▶ _Exercise directions_
Extract the whole listing as it stands. Do not include the pictures.

▶ _Provided data_
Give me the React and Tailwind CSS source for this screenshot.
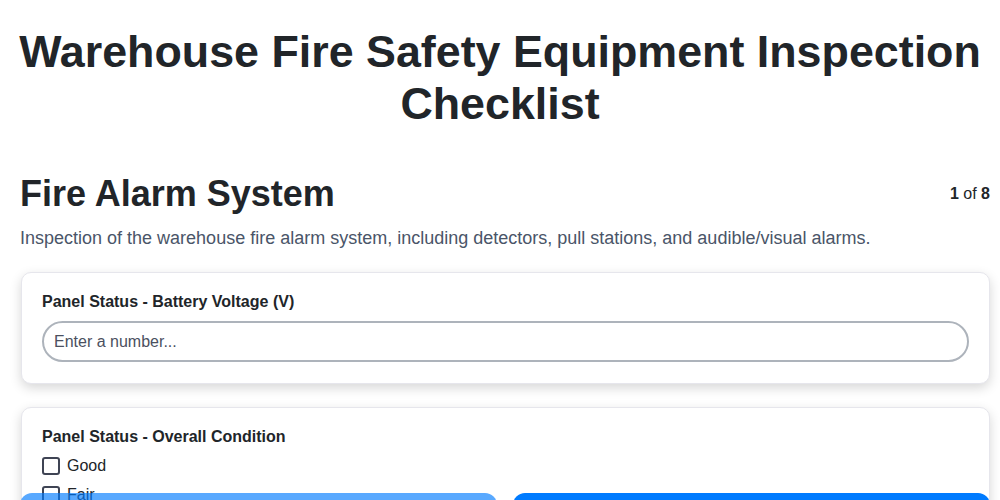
import React, { useState } from "react";

const options = ["Good", "Fair", "Poor", "Needs Repair"];

export default function App() {
  const [voltage, setVoltage] = useState("");
  const [checked, setChecked] = useState({});

  return (
    <div className="min-h-screen bg-white text-[#212529] font-['Liberation_Sans',Arial,sans-serif]">
      <h1 className="pt-[26px] text-center text-[44.8px] font-bold leading-[1.15]">
        Warehouse Fire Safety Equipment Inspection Checklist
      </h1>

      <div className="pl-5 pr-[10px] pt-[43px] pb-32">
        <div className="flex items-center justify-between">
          <h2 className="text-[36px] font-bold leading-[1.2]">Fire Alarm System</h2>
          <span className="text-base">
            <b>1</b> of <b>8</b>
          </span>
        </div>
        <p className="mt-[11px] text-[18px] leading-[1.4] text-[#4a5568]">
          Inspection of the warehouse fire alarm system, including detectors, pull stations, and audible/visual alarms.
        </p>

        <div className="mt-[21px] flex flex-col gap-[23px]">
          <div className="ml-px rounded-[10px] border border-[#e6e6ec] bg-white px-5 pt-5 pb-[21px] shadow-[0_4px_12px_rgba(0,0,0,0.16)]">
            <label className="mb-[10px] block text-base font-bold leading-[18px]">
              Panel Status - Battery Voltage (V)
            </label>
            <input
              type="number"
              value={voltage}
              onChange={(e) => setVoltage(e.target.value)}
              placeholder="Enter a number..."
              className="block h-[41px] w-full rounded-full border-2 border-[#adb3bb] bg-white px-[10px] text-base text-[#212529] placeholder:text-[#4b5060] outline-none"
            />
          </div>

          <div className="ml-px rounded-[10px] border border-[#e6e6ec] bg-white p-5 shadow-[0_4px_12px_rgba(0,0,0,0.16)]">
            <label className="mb-[11px] block text-base font-bold leading-[18px]">
              Panel Status - Overall Condition
            </label>
            <div className="flex flex-col gap-[11px]">
              {options.map((opt) => (
                <label key={opt} className="flex h-[18px] items-center gap-[7px] text-base">
                  <span
                    onClick={() => setChecked({ ...checked, [opt]: !checked[opt] })}
                    className={
                      checked[opt]
                        ? "h-[18px] w-[18px] rounded-[3px] border-2 border-[#007bff] bg-[#007bff]"
                        : "h-[18px] w-[18px] rounded-[3px] border-2 border-[#3f4454] bg-white"
                    }
                  />
                  {opt}
                </label>
              ))}
            </div>
          </div>
        </div>
      </div>

      <div className="fixed inset-x-0 top-[493px] flex gap-4 pl-5 pr-[10px]">
        <button className="h-12 flex-1 rounded-xl bg-[#007bff] text-base font-bold text-white opacity-65">
          Previous
        </button>
        <button className="h-12 flex-1 rounded-xl bg-[#007bff] text-base font-bold text-white">
          Next
        </button>
      </div>
    </div>
  );
}
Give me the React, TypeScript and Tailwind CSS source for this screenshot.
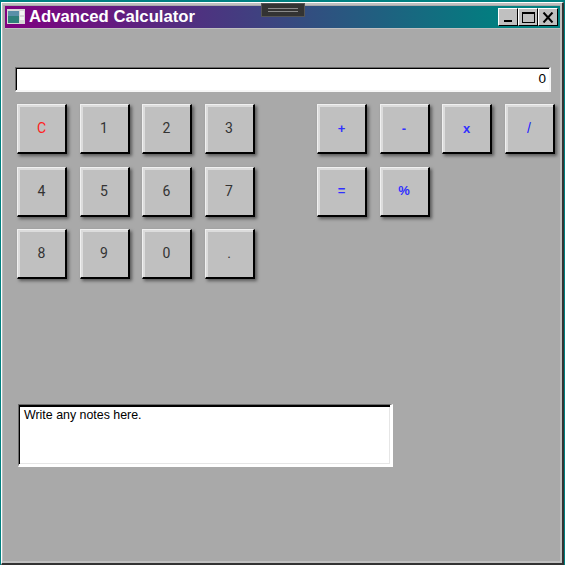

▶ _Full response_
Give me the React and Tailwind CSS source for this screenshot.
import React, { useState } from "react";

const options = ["Good", "Fair", "Poor", "Needs Repair"];

export default function App() {
  const [voltage, setVoltage] = useState("");
  const [checked, setChecked] = useState({});

  return (
    <div className="min-h-screen bg-white text-[#212529] font-['Liberation_Sans',Arial,sans-serif]">
      <h1 className="pt-[26px] text-center text-[44.8px] font-bold leading-[1.15]">
        Warehouse Fire Safety Equipment Inspection Checklist
      </h1>

      <div className="pl-5 pr-[10px] pt-[43px] pb-32">
        <div className="flex items-center justify-between">
          <h2 className="text-[36px] font-bold leading-[1.2]">Fire Alarm System</h2>
          <span className="text-base">
            <b>1</b> of <b>8</b>
          </span>
        </div>
        <p className="mt-[11px] text-[18px] leading-[1.4] text-[#4a5568]">
          Inspection of the warehouse fire alarm system, including detectors, pull stations, and audible/visual alarms.
        </p>

        <div className="mt-[21px] flex flex-col gap-[23px]">
          <div className="ml-px rounded-[10px] border border-[#e6e6ec] bg-white px-5 pt-5 pb-[21px] shadow-[0_4px_12px_rgba(0,0,0,0.16)]">
            <label className="mb-[10px] block text-base font-bold leading-[18px]">
              Panel Status - Battery Voltage (V)
            </label>
            <input
              type="number"
              value={voltage}
              onChange={(e) => setVoltage(e.target.value)}
              placeholder="Enter a number..."
              className="block h-[41px] w-full rounded-full border-2 border-[#adb3bb] bg-white px-[10px] text-base text-[#212529] placeholder:text-[#4b5060] outline-none"
            />
          </div>

          <div className="ml-px rounded-[10px] border border-[#e6e6ec] bg-white p-5 shadow-[0_4px_12px_rgba(0,0,0,0.16)]">
            <label className="mb-[11px] block text-base font-bold leading-[18px]">
              Panel Status - Overall Condition
            </label>
            <div className="flex flex-col gap-[11px]">
              {options.map((opt) => (
                <label key={opt} className="flex h-[18px] items-center gap-[7px] text-base">
                  <span
                    onClick={() => setChecked({ ...checked, [opt]: !checked[opt] })}
                    className={
                      checked[opt]
                        ? "h-[18px] w-[18px] rounded-[3px] border-2 border-[#007bff] bg-[#007bff]"
                        : "h-[18px] w-[18px] rounded-[3px] border-2 border-[#3f4454] bg-white"
                    }
                  />
                  {opt}
                </label>
              ))}
            </div>
          </div>
        </div>
      </div>

      <div className="fixed inset-x-0 top-[493px] flex gap-4 pl-5 pr-[10px]">
        <button className="h-12 flex-1 rounded-xl bg-[#007bff] text-base font-bold text-white opacity-65">
          Previous
        </button>
        <button className="h-12 flex-1 rounded-xl bg-[#007bff] text-base font-bold text-white">
          Next
        </button>
      </div>
    </div>
  );
}
Give me the React, TypeScript and Tailwind CSS source for this screenshot.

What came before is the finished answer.